Memorandum decisions may be cited.
They will be posted on the Court’s website and therefore will be
available for review and to provide guidance to other courts on West
Virginia law. Where practicable, in cases in which a circuit court
decision is affirmed by a memorandum decision, that circuit court decision
also will be posted on the website, if the Court so directs. n
Several other technical and editorial changes were made as a
result of public comments which were perceptive and specific.
“Without
question, the revisions to the appellate process are comprehensive and
unprecedented in scope,” Chief Justice Davis said. “No court of last resort in the
country allows full oral argument in every case that is appealed, and no
court of last resort issues a full opinion in every appeal. The revised
rules are consistent with this general national practice,” Chief Justice
Davis said.
Under the revised rules, for cases on the Rule
19 Docket, the Court can issue a memorandum decision, issue a full
written opinion, refer those cases to the Rule 20 Docket for another
argument and a full opinion, or issue an appropriate order (for example,
if the appeal is premature or the case has settled). The Rule 19 Docket affords a more
expanded opportunity for oral argument. A case can be put on the Rule 19
Docket if the assignments of error involve the application of settled law;
the case claims an unsustainable exercise of discretion where the law
governing that discretion is settled; the case claims insufficient
evidence or a result against the weight of the evidence; the case involves
a narrow issue of law; or if a hearing is required by law, as in a case
involving an appeal from a Public Service Commission decision.

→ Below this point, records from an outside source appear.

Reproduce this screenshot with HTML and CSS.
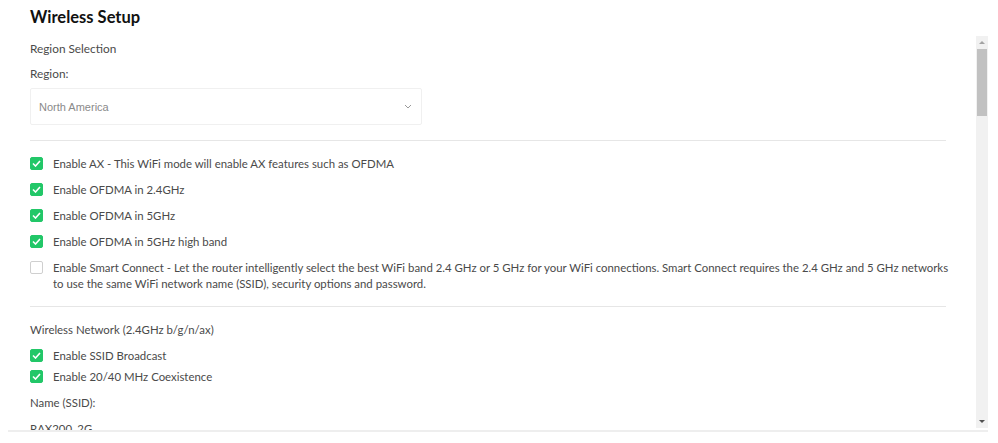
FILE: index.html
```html
<!DOCTYPE html>
<html lang="en">
<head>
<meta charset="utf-8">
<title>Wireless Setup</title>
<link rel="stylesheet" href="styles.css">
</head>
<body>
<div class="page">
  <h1 class="title">Wireless Setup</h1>
  <div class="frame">
    <div class="content">
      <div class="label first">Region Selection</div>
      <div class="label region">Region:</div>
      <div class="select">
        <span>North America</span>
        <svg class="chev" width="8" height="5" viewBox="0 0 8 5"><path d="M1 1 L4 4 L7 1" fill="none" stroke="#9a9a9a" stroke-width="1"/></svg>
      </div>
      <hr class="divider">
      <div class="checks">
        <div class="check"><span class="box on"><svg width="9" height="7" viewBox="0 0 9 7"><path d="M1 3.5 L3.5 6 L8 1" fill="none" stroke="#fff" stroke-width="1.6"/></svg></span><span>Enable AX - This WiFi mode will enable AX features such as OFDMA</span></div>
        <div class="check"><span class="box on"><svg width="9" height="7" viewBox="0 0 9 7"><path d="M1 3.5 L3.5 6 L8 1" fill="none" stroke="#fff" stroke-width="1.6"/></svg></span><span>Enable OFDMA in 2.4GHz</span></div>
        <div class="check"><span class="box on"><svg width="9" height="7" viewBox="0 0 9 7"><path d="M1 3.5 L3.5 6 L8 1" fill="none" stroke="#fff" stroke-width="1.6"/></svg></span><span>Enable OFDMA in 5GHz</span></div>
        <div class="check"><span class="box on"><svg width="9" height="7" viewBox="0 0 9 7"><path d="M1 3.5 L3.5 6 L8 1" fill="none" stroke="#fff" stroke-width="1.6"/></svg></span><span>Enable OFDMA in 5GHz high band</span></div>
        <div class="check"><span class="box"></span><span class="wrap">Enable Smart Connect - Let the router intelligently select the best WiFi band 2.4 GHz or 5 GHz for your WiFi connections. Smart Connect requires the 2.4 GHz and 5 GHz networks to use the same WiFi network name (SSID), security options and password.</span></div>
      </div>
      <hr class="divider second">
      <div class="label net">Wireless Network (2.4GHz b/g/n/ax)</div>
      <div class="checks tight">
        <div class="check"><span class="box on"><svg width="9" height="7" viewBox="0 0 9 7"><path d="M1 3.5 L3.5 6 L8 1" fill="none" stroke="#fff" stroke-width="1.6"/></svg></span><span>Enable SSID Broadcast</span></div>
        <div class="check"><span class="box on"><svg width="9" height="7" viewBox="0 0 9 7"><path d="M1 3.5 L3.5 6 L8 1" fill="none" stroke="#fff" stroke-width="1.6"/></svg></span><span>Enable 20/40 MHz Coexistence</span></div>
      </div>
      <div class="label name">Name (SSID):</div>
      <div class="label ssid">RAX200_2G</div>
    </div>
    <div class="scrollbar">
      <div class="arrow up"></div>
      <div class="thumb"></div>
      <div class="track"></div>
      <div class="arrow down"></div>
    </div>
  </div>
</div>
</body>
</html>
```

FILE: styles.css
```css
* { box-sizing: border-box; }
html, body { margin: 0; padding: 0; background: #fff; }
body {
  font-family: Lato, "Open Sans", sans-serif;
  color: #4a4a4a;
  font-size: 11.4px;
}
.page { width: 998px; height: 443px; overflow: hidden; }
.title {
  margin: 0;
  padding-left: 30px;
  height: 36px;
  line-height: 35px;
  font-size: 16.5px;
  font-weight: 700;
  color: #111;
}
.frame {
  display: flex;
  height: 396px;
  margin-left: 8px;
  width: 980px;
  border-bottom: 2px solid #eeeeee;
  overflow: hidden;
}
.content {
  width: 948px;
  padding-left: 22px;
  overflow: hidden;
}
.label { line-height: 18px; }
.first { margin-top: 4px; font-size: 11.8px; }
.region { margin-top: 7px; font-size: 11.8px; }
.select {
  margin-top: 5px;
  width: 392px;
  height: 37px;
  border: 1px solid #f0f0f0;
  border-radius: 2px;
  display: flex;
  align-items: center;
  justify-content: space-between;
  padding: 0 8px 0 8px;
  font-family: "Liberation Sans", Arial, sans-serif;
  font-size: 11px;
  color: #8a8a8a;
}
.chev { margin-right: 1px; }
.divider {
  margin: 15px 0 0 0;
  width: 916px;
  border: 0;
  border-top: 1px solid #e6e6e6;
  height: 0;
}
.checks { margin-top: 15px; display: flex; flex-direction: column; gap: 10px; }
.check { display: flex; align-items: flex-start; gap: 10px; line-height: 16px; width: 926px; }
.wrap { flex: none; width: 903px; }
.box {
  flex: none;
  width: 13px;
  height: 13px;
  margin-top: 1px;
  border: 1px solid #cfcfcf;
  border-radius: 2px;
  display: flex;
  align-items: center;
  justify-content: center;
}
.box.on { background: #22c768; border-color: #22c768; }
.second { margin-top: 14px; }
.net { margin-top: 14px; }
.checks.tight { margin-top: 9px; gap: 5px; }
.name { margin-top: 9px; }
.ssid { margin-top: 8px; }
.scrollbar {
  margin-left: 20px;
  width: 12px;
  height: 392px;
  background: #f1f1f1;
  display: flex;
  flex-direction: column;
  align-items: center;
}
.arrow { height: 12px; width: 12px; position: relative; }
.arrow.up::after, .arrow.down::after {
  content: "";
  position: absolute;
  left: 3px;
  width: 0; height: 0;
  border-left: 3px solid transparent;
  border-right: 3px solid transparent;
}
.arrow.up::after { top: 5px; border-bottom: 3px solid #a3a3a3; }
.arrow.down::after { top: 4px; border-top: 3px solid #505050; }
.thumb { width: 10px; height: 67px; background: #c1c1c1; margin-top: 1px; }
.track { flex: 1; }
```
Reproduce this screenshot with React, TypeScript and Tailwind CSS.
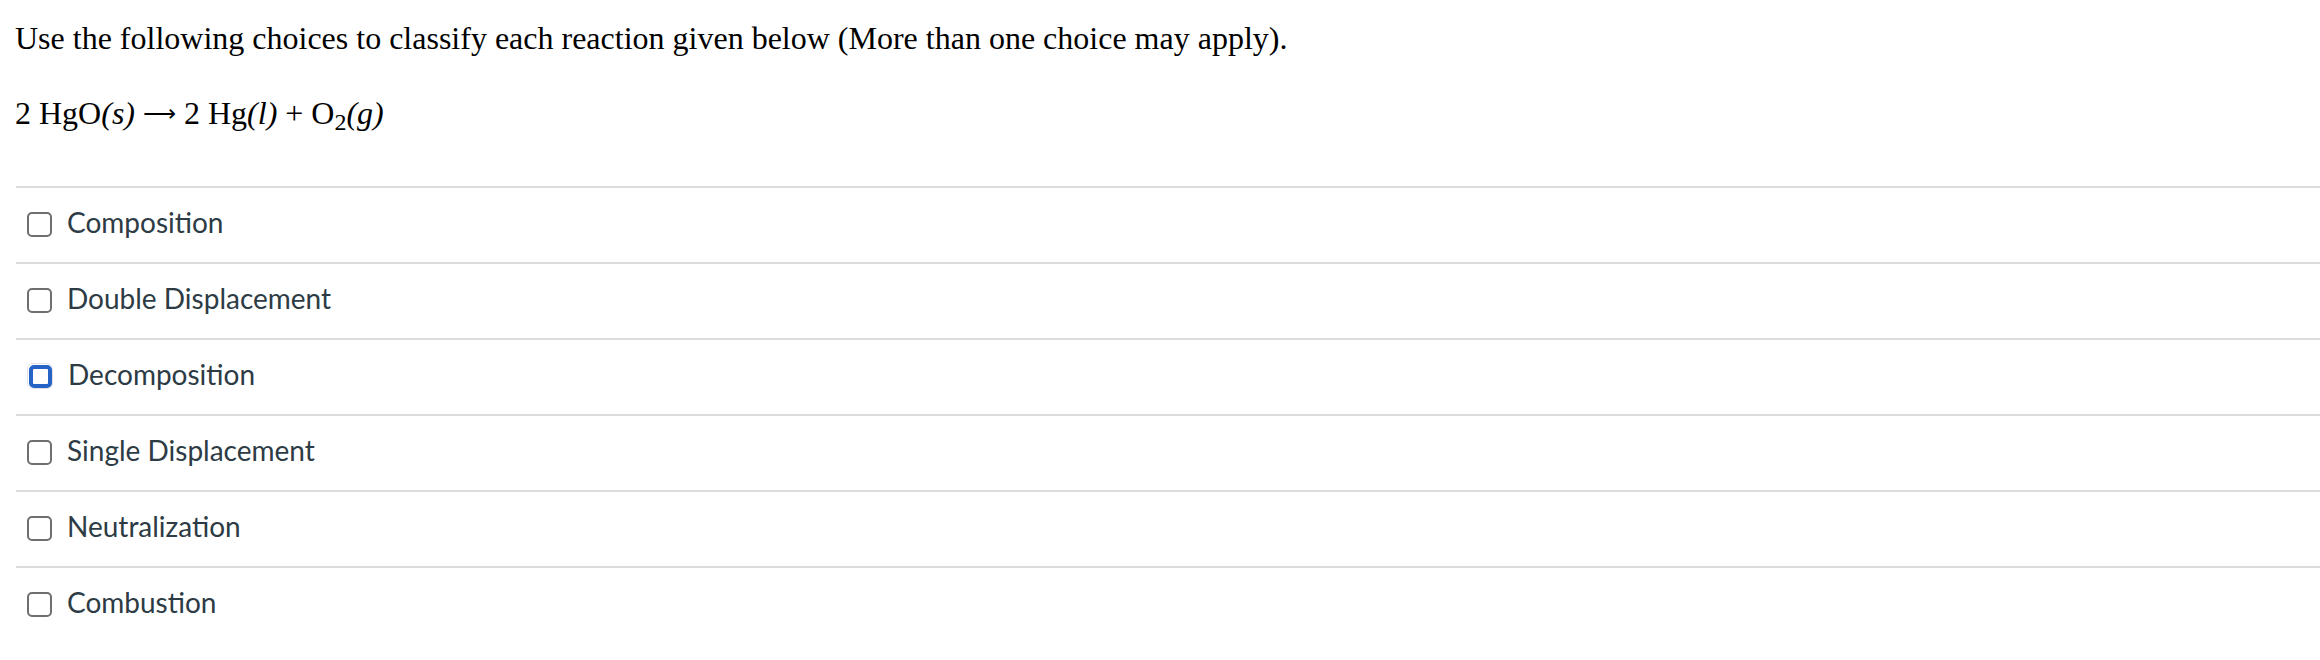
const choices = [
  { label: "Composition", checked: false },
  { label: "Double Displacement", checked: false },
  { label: "Decomposition", checked: true },
  { label: "Single Displacement", checked: false },
  { label: "Neutralization", checked: false },
  { label: "Combustion", checked: false },
];

function Box({ checked }: { checked: boolean }) {
  if (checked) {
    return (
      <span className="mb-[2px] ml-[11px] flex h-[26px] w-[26px] shrink-0 items-center justify-center rounded-[6px] border border-[#e2e2e2]">
        <span className="block h-[23px] w-[23px] rounded-[5px] border-[4px] border-[#2563c7]" />
      </span>
    );
  }
  return <span className="mb-[2px] ml-[11px] block h-[25px] w-[25px] shrink-0 rounded-[5px] border-2 border-[#6f6f6f]" />;
}

export default function App() {
  return (
    <div className="min-h-[660px] bg-white pl-[15px]">
      <div className="pt-[14px] font-['Liberation_Serif',serif] text-[32px] leading-[48px] text-black">
        <p>Use the following choices to classify each reaction given below (More than one choice may apply).</p>
        <p className="mt-[27px]">
          2 HgO<i>(s)</i>{" "}
          <span className="align-[3px] font-['DejaVu_Sans',sans-serif] text-[23px] leading-none">⟶</span> 2 Hg<i>(l)</i> + O<sub>2</sub><i>(g)</i>
        </p>
      </div>
      <ul className="ml-px mt-[49px] font-['Lato',sans-serif] text-[28px] text-[#2d3b45]">
        {choices.map(c => (
          <li key={c.label} className="flex h-[76px] items-center border-t-2 border-[#dcdcdc]">
            <Box checked={c.checked} />
            <span className="mb-[6px] ml-[15px]">{c.label}</span>
          </li>
        ))}
      </ul>
    </div>
  );
}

Under the revised rules, the
Court also may issue memorandum
decisions The rules will be applicable in
their entirety to all appeals and certified questions arising from orders
entered on or after December 1. For
original jurisdiction cases, the rules are applicable to filings made on
or after December 1. For cases
arising from orders made before that date, the Court may enter an order
directing parties to comply with the rules in whole or in part; those
decisions will be made on a case-by-case basis.